Traffic fines article malicious
by
2012-01-29 10:00
Sibusiso Ndebele, MP
Minister of Transport
The article entitled “Ndebele, Letsoalo threaten drivers while they rack up fines”, which appeared in the City Press on Sunday (January 8 2012), refers.
The article, which can best be described as preposterous and malicious, seeks to scratch the bottom of the barrel in an attempt to discredit the transport minister and undermine his office and mandate to provide safe and reliable transport services to the people of South Africa.
Despite the fact that my office provided the relevant clarity on this matter, City Press went ahead and published the article which contains false information.
The car in question that is said to have collected speeding fines for driving over the limit was previously owned by me. It was sold to a motor vehicle dealership in June 2010, as acknowledged by City Press itself in the article in question.
Accordingly, since June 2010, I have not been the legal owner of the vehicle which City Press, only now in 2012, alleges “has run up a raft of traffic fines”.

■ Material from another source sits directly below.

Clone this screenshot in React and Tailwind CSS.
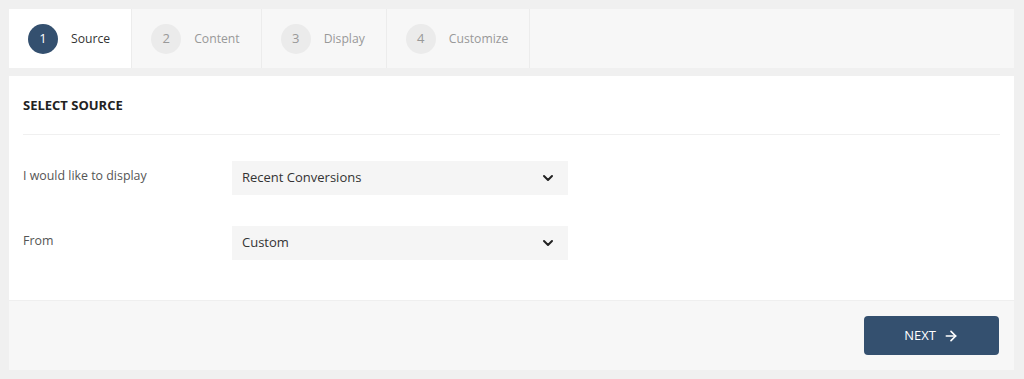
import { ChevronDown, ArrowRight } from "lucide-react";

const steps = ["Source", "Content", "Display", "Customize"];

function Select({ value }) {
  return (
    <div className="w-[336px] h-[34px] bg-[#f5f5f5] flex items-center justify-between pl-[10px] pr-[12px] text-[13px] text-[#333]">
      <span>{value}</span>
      <ChevronDown size={16} strokeWidth={3} className="text-[#222]" />
    </div>
  );
}

export default function App() {
  return (
    <div
      className="w-[1024px] h-[379px] bg-[#f0f0f0] p-[9px] pr-[10px]"
      style={{ fontFamily: '"Open Sans", "Noto Sans", sans-serif' }}
    >
      <div className="flex h-[59px] bg-[#f7f7f7]">
        {steps.map((s, i) => (
          <div
            key={s}
            className={`flex items-center gap-[13px] pl-[19px] pr-[21px] border-r border-[#ececec] ${
              i === 0 ? "bg-white" : ""
            }`}
          >
            <div
              className={`w-[30px] h-[30px] rounded-full flex items-center justify-center text-[13px] pt-[1px] ${
                i === 0 ? "bg-[#34506f] text-white" : "bg-[#ebebeb] text-[#999]"
              }`}
            >
              {i + 1}
            </div>
            <span className={`text-[12.2px] pt-[2px] ${i === 0 ? "text-[#333]" : "text-[#999]"}`}>{s}</span>
          </div>
        ))}
      </div>

      <div className="mt-[8px] bg-white">
        <div className="px-[14px]">
          <div className="h-[59px] flex items-center border-b border-[#f0f0f0] pt-[2px]">
            <h2 className="text-[13px] font-bold text-[#222]">SELECT SOURCE</h2>
          </div>
          <div className="pt-[26px] pb-[40px] flex flex-col gap-[31px]">
            <div className="flex items-start">
              <div className="w-[209px] text-[12.4px] text-[#555] pt-[6px]">I would like to display</div>
              <Select value="Recent Conversions" />
            </div>
            <div className="flex items-start">
              <div className="w-[209px] text-[12.4px] text-[#555] pt-[6px]">From</div>
              <Select value="Custom" />
            </div>
          </div>
        </div>
        <div className="h-[70px] bg-[#f7f7f7] border-t border-[#efefef] flex items-center justify-end pr-[15px]">
          <button className="w-[135px] h-[39px] rounded-[4px] bg-[#34506f] text-white text-[13px] flex items-center justify-center gap-[7px]">
            NEXT
            <ArrowRight size={16} strokeWidth={2.5} />
          </button>
        </div>
      </div>
    </div>
  );
}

Furthermore, the Road Traffic Infringement Agency (RTIA), the custodian of the Administrative Adjudication of Road Traffic Offences Act (AARTO), and independent adjudicator of all traffic infringements has subsequently investigated this matter and confirmed that there are no outstanding traffic fines in my name.
The RTIA protects the integrity of the process as well as personal records contained in the National Contraventions Register.?
It has also confirmed that this information was not acquired in a proper manner, thus its usage was intended to negatively portray my image and that of the acting CEO of the RTMC.
Therefore, media reports on this matter are false, malicious, misleading, sensational and are intended to cast aspersions on my integrity as well as insinuate that I am not fit and proper to hold office as transport ministerMinister of Transport.
Such reports rubbish and trivialise a very serious government campaign to ensure safer roads when more than a thousand lives were lost this past December alone, diverting public attention from the real issue: unlawful driving and road carnage.
I challenge City Press to retract its article and clarify this matter in all its aspects for its readers.